Entries taken from a collection
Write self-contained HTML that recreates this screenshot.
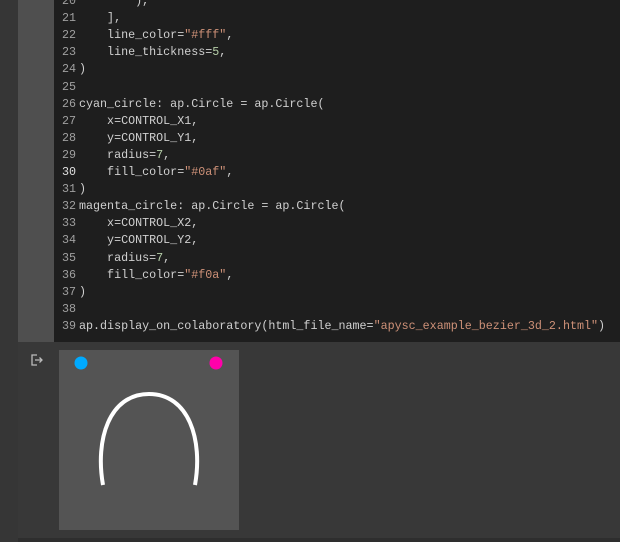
<!DOCTYPE html>
<html><head><meta charset="utf-8"><style>
body{margin:0;width:620px;height:542px;background:#363636;overflow:hidden;position:relative;font-family:"Liberation Mono","Noto Sans CJK JP",monospace;}
.gut{position:absolute;left:18px;top:0;width:36px;height:342px;background:#4f4f4f;}
.code{position:absolute;left:54px;top:0;width:566px;height:342px;background:#1e1e1e;}
.ln{position:absolute;left:0;width:22px;text-align:right;color:#a0a0a0;font-size:11.7px;}
.tx{position:absolute;left:25px;color:#d0d0d0;font-size:11.7px;white-space:pre;}
.s{color:#ce9178}.n{color:#b5cea8}
.out{position:absolute;left:18px;top:342px;width:602px;height:196px;background:#383838;}
.bot{position:absolute;left:18px;top:538px;width:602px;height:4px;background:#2e2e2e;}
</style></head><body>
<div class="gut"></div>
<div class="code" id="c"></div>
<div class="out"></div>
<div class="bot"></div>
<svg style="position:absolute;left:30px;top:353px" width="14" height="14" viewBox="0 0 14 14"><path d="M7 2H2v10h5" fill="none" stroke="#bbb" stroke-width="1.3"/><path d="M5 7h7M9.5 4.5L12 7l-2.5 2.5" fill="none" stroke="#bbb" stroke-width="1.3"/></svg>
<svg style="position:absolute;left:59px;top:350px" width="180" height="180"><rect width="180" height="180" fill="#545454"/><circle cx="22" cy="13" r="6.5" fill="#00aaff"/><circle cx="157" cy="13" r="6.5" fill="#ff00aa"/><path d="M44 135 C36 90 50 44 90 44 C130 44 144 90 136 135" fill="none" stroke="#fff" stroke-width="4"/></svg>
<script>
var L=[[20,'        ),'],[21,'    ],'],[22,'    line_color=<span class="s">"#fff"</span>,'],[23,'    line_thickness=<span class="n">5</span>,'],[24,')'],[25,''],[26,'cyan_circle: ap.Circle = ap.Circle('],[27,'    x=CONTROL_X1,'],[28,'    y=CONTROL_Y1,'],[29,'    radius=<span class="n">7</span>,'],[30,'    fill_color=<span class="s">"#0af"</span>,'],[31,')'],[32,'magenta_circle: ap.Circle = ap.Circle('],[33,'    x=CONTROL_X2,'],[34,'    y=CONTROL_Y2,'],[35,'    radius=<span class="n">7</span>,'],[36,'    fill_color=<span class="s">"#f0a"</span>,'],[37,')'],[38,''],[39,'ap.display_on_colaboratory(html_file_name=<span class="s">"apysc_example_bezier_3d_2.html"</span>)']];
var h='';L.forEach(function(l,i){var y=-6+i*17.1;h+='<div class="ln" style="top:'+y+'px'+(l[0]==30?';color:#e0e0e0':'')+'">'+l[0]+'</div><div class="tx" style="top:'+y+'px">'+l[1]+'</div>';});
document.getElementById('c').innerHTML=h;
</script>
</body></html>
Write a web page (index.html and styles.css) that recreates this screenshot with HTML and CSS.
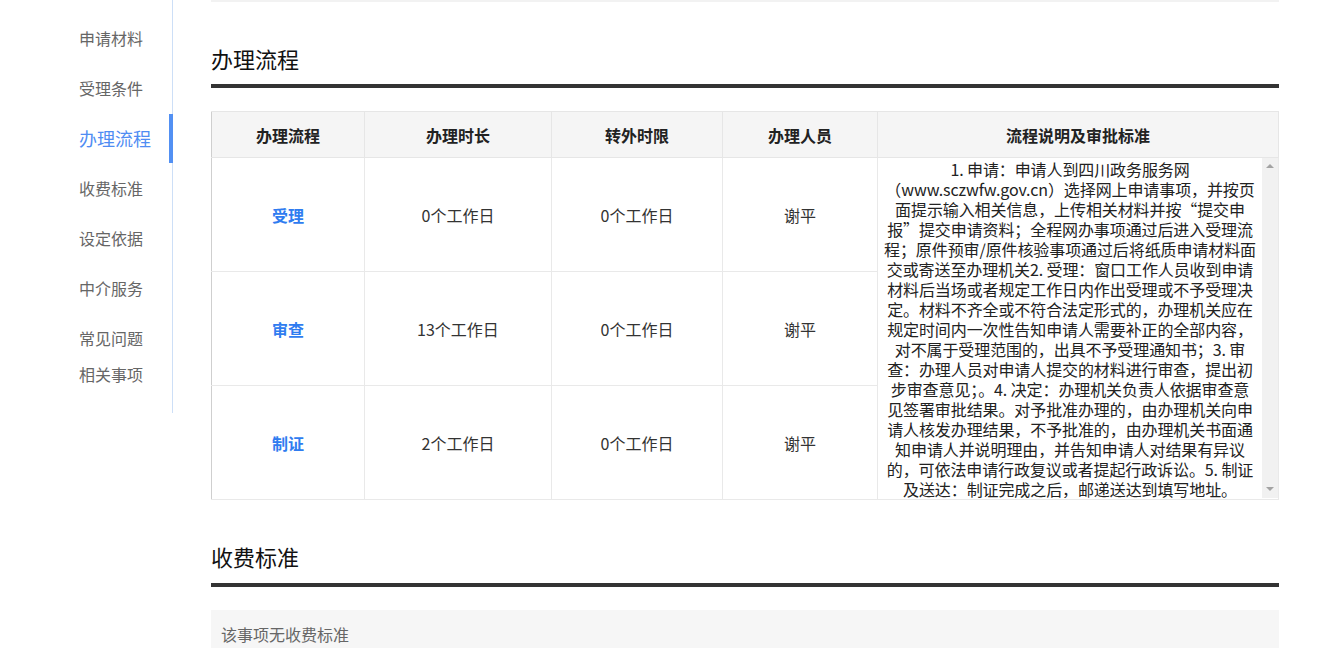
FILE: index.html
```html
<!DOCTYPE html>
<html lang="zh-CN">
<head>
<meta charset="utf-8">
<title>办理流程</title>
<link rel="stylesheet" href="styles.css">
</head>
<body>
<div class="page">
  <aside class="sidebar">
    <ul class="nav">
      <li class="nav-item">申请材料</li>
      <li class="nav-item">受理条件</li>
      <li class="nav-item active">办理流程</li>
      <li class="nav-item">收费标准</li>
      <li class="nav-item">设定依据</li>
      <li class="nav-item">中介服务</li>
      <li class="nav-item short first-short">常见问题</li>
      <li class="nav-item short">相关事项</li>
    </ul>
  </aside>
  <main class="main">
    <div class="prev-edge"></div>
    <section class="section">
      <h2 class="section-title">办理流程</h2>
      <table class="flow-table">
        <colgroup>
          <col class="c1"><col class="c2"><col class="c3"><col class="c4"><col class="c5">
        </colgroup>
        <thead>
          <tr>
            <th>办理流程</th>
            <th>办理时长</th>
            <th>转外时限</th>
            <th>办理人员</th>
            <th>流程说明及审批标准</th>
          </tr>
        </thead>
        <tbody>
          <tr>
            <td class="step">受理</td>
            <td>0个工作日</td>
            <td>0个工作日</td>
            <td>谢平</td>
            <td class="desc-cell" rowspan="3">
              <div class="desc-wrap">
                <div class="desc-text">1. 申请：申请人到四川政务服务网<br>（www.sczwfw.gov.cn）选择网上申请事项，并按页<br>面提示输入相关信息，上传相关材料并按“提交申<br>报”提交申请资料；全程网办事项通过后进入受理流<br>程；原件预审/原件核验事项通过后将纸质申请材料面<br>交或寄送至办理机关2. 受理：窗口工作人员收到申请<br>材料后当场或者规定工作日内作出受理或不予受理决<br>定。材料不齐全或不符合法定形式的，办理机关应在<br>规定时间内一次性告知申请人需要补正的全部内容，<br>对不属于受理范围的，出具不予受理通知书；3. 审<br>查：办理人员对申请人提交的材料进行审查，提出初<br>步审查意见；。4. 决定：办理机关负责人依据审查意<br>见签署审批结果。对予批准办理的，由办理机关向申<br>请人核发办理结果，不予批准的，由办理机关书面通<br>知申请人并说明理由，并告知申请人对结果有异议<br>的，可依法申请行政复议或者提起行政诉讼。5. 制证<br>及送达：制证完成之后，邮递送达到填写地址。</div>
                <div class="fake-scroll">
                  <span class="arrow up"></span>
                  <span class="arrow down"></span>
                </div>
              </div>
            </td>
          </tr>
          <tr>
            <td class="step">审查</td>
            <td>13个工作日</td>
            <td>0个工作日</td>
            <td>谢平</td>
          </tr>
          <tr>
            <td class="step">制证</td>
            <td>2个工作日</td>
            <td>0个工作日</td>
            <td>谢平</td>
          </tr>
        </tbody>
      </table>
    </section>
    <section class="section section-fee">
      <h2 class="section-title">收费标准</h2>
      <div class="note-box">该事项无收费标准</div>
    </section>
  </main>
</div>
</body>
</html>
```

FILE: styles.css
```css
* { box-sizing: border-box; }
html, body {
  margin: 0;
  padding: 0;
  background: #fff;
  font-family: "Noto Sans CJK SC", "Microsoft YaHei", sans-serif;
  color: #333;
}
.page {
  display: flex;
  align-items: flex-start;
  width: 1317px;
  height: 648px;
  overflow: hidden;
}
.sidebar {
  width: 173px;
  flex: none;
  border-right: 1px solid #cddff7;
  padding: 13px 0 21px 0;
}
.nav {
  list-style: none;
  margin: 0;
  padding: 0;
}
.nav-item {
  position: relative;
  height: 50px;
  line-height: 50px;
  padding-left: 79px;
  font-size: 16px;
  color: #666;
  white-space: nowrap;
}
.nav-item.active {
  font-size: 18px;
  color: #4f8cf3;
}
.nav-item.active::after {
  content: "";
  position: absolute;
  right: -1px;
  top: 1px;
  width: 4px;
  height: 49px;
  background: #5290f3;
}
.nav-item.short {
  height: 36px;
  line-height: 36px;
}
.nav-item.first-short { margin-top: 7px; }

.main {
  flex: 1;
  margin: 0 38px;
  min-width: 0;
}
.prev-edge {
  height: 2px;
  background: #f2f2f2;
}
.section {
  padding-top: 41px;
}
.section-title {
  margin: 0;
  font-size: 22px;
  line-height: 30px;
  font-weight: normal;
  color: #111;
  padding-bottom: 11px;
  border-bottom: 4px solid #333;
}
.section-fee { padding-top: 41px; }
.section-fee .section-title { padding-bottom: 12px; }

.flow-table {
  margin-top: 23px;
  width: 100%;
  border-collapse: collapse;
  table-layout: fixed;
  font-size: 16px;
  border-right: 1px solid #e6e6e6;
  border-bottom: 1px solid #cccccc;
}
.c1 { width: 153px; }
.c2 { width: 187px; }
.c3 { width: 171px; }
.c4 { width: 155px; }
.c5 { width: auto; }
.flow-table th {
  height: 46px;
  background: #f5f5f5;
  font-weight: bold;
  color: #222;
  text-align: center;
  border: 1px solid #e6e6e6;
  padding: 0;
}
.flow-table td {
  height: 114px;
  text-align: center;
  color: #333;
  border: 1px solid #e9e9e9;
  padding: 0;
}
.flow-table th:first-child,
.flow-table td.step { border-left: 1px solid #cfcfcf; }
.flow-table td.step {
  color: #2f7cf0;
  font-weight: bold;
}
.flow-table td.desc-cell {
  vertical-align: top;
  padding: 0;
  height: auto;
}
.desc-wrap {
  display: flex;
  height: 340px;
  overflow: hidden;
}
.desc-text {
  flex: 1;
  min-width: 0;
  padding-top: 1px;
  font-size: 16px;
  line-height: 20px;
  text-align: center;
  white-space: nowrap;
  color: #222;
  letter-spacing: -0.1px;
}
.fake-scroll {
  position: relative;
  width: 16px;
  flex: none;
  background: #f1f1f1;
}
.arrow {
  position: absolute;
  left: 4px;
  width: 0;
  height: 0;
  border-left: 4px solid transparent;
  border-right: 4px solid transparent;
}
.arrow.up {
  top: 6px;
  border-bottom: 4px solid #a3a3a3;
}
.arrow.down {
  bottom: 7px;
  border-top: 4px solid #a3a3a3;
}
.note-box {
  margin-top: 23px;
  background: #f6f6f6;
  padding: 13px 10px;
  font-size: 16px;
  line-height: 22px;
  color: #666;
  height: 60px;
}
```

• [Problem to work on]
State how many lines of the listing include the word "styles". Reply with the number alone.

• [Written answer]
3